Et plus encore, il peut se prévaloir de l'accord PCF-PS en vue des prochaines municipales. C'est cet accord qui permet à des milliers de membres du parti, plus ou moins transformés en notables dans les municipalités ou à leur tête, de sauvegarder leur position.
Mais, même en période de relative paix sociale, la position de la direction est difficile à tenir et, si la presse a trouvé habile la gymnastique verbale d'un Gayssot destinée à faire croire que la privatisation d'Air France par exemple n'était pas vraiment une privatisation, les militants et les sympathisants du PCF dans la classe ouvrière ne sont pas naïfs au point de gober cela. Pas plus que les militants du PCF qui participent au mouvement des chômeurs, voire qui le dirigent, n'ont apprécié qu'un ministre communiste puisse prendre parti pour les CRS envoyés pour les chasser des ANPE que les chômeurs avaient occupées.
Mais, il serait infiniment plus difficile encore pour la direction du PCF de garder l'équilibre avec la reprise des luttes. Les militants du PCF présents dans la classe ouvrière, connaissant ses problèmes, vivant sa vie, prendront leur part dans ses luttes et pour nombre d'entre eux, seront dans les premiers rangs. Plus les luttes prendront de l'ampleur, plus il sera difficile pour la direction de prétendre pouvoir être à la fois des deux côtés de la barricade.

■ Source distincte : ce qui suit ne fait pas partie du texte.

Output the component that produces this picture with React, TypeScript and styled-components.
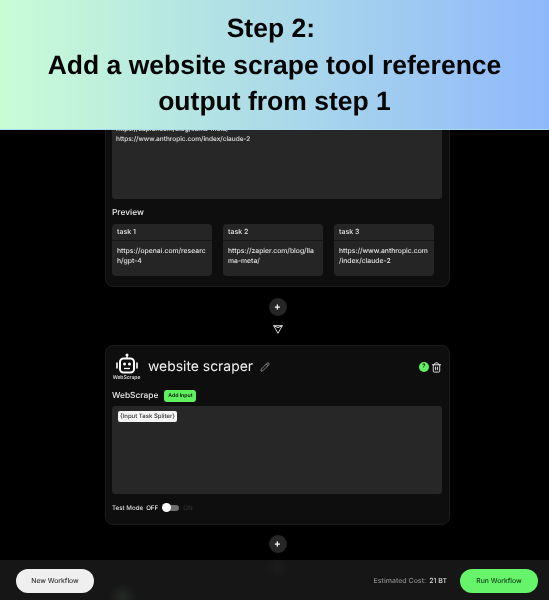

Que fera alors la direction du PCF ? L'avenir le dira. Ce qui est certain, c'est que cet avenir ne dépend pas seulement de ce que veut et de ce que fait la direction en place, mais aussi de ce que veulent les milliers de militants ouvriers du parti qui, même si leur nombre va en diminuant, même si beaucoup s'éloignent d'un parti dont la politique ne les satisfait pas, constituent sa véritable richesse.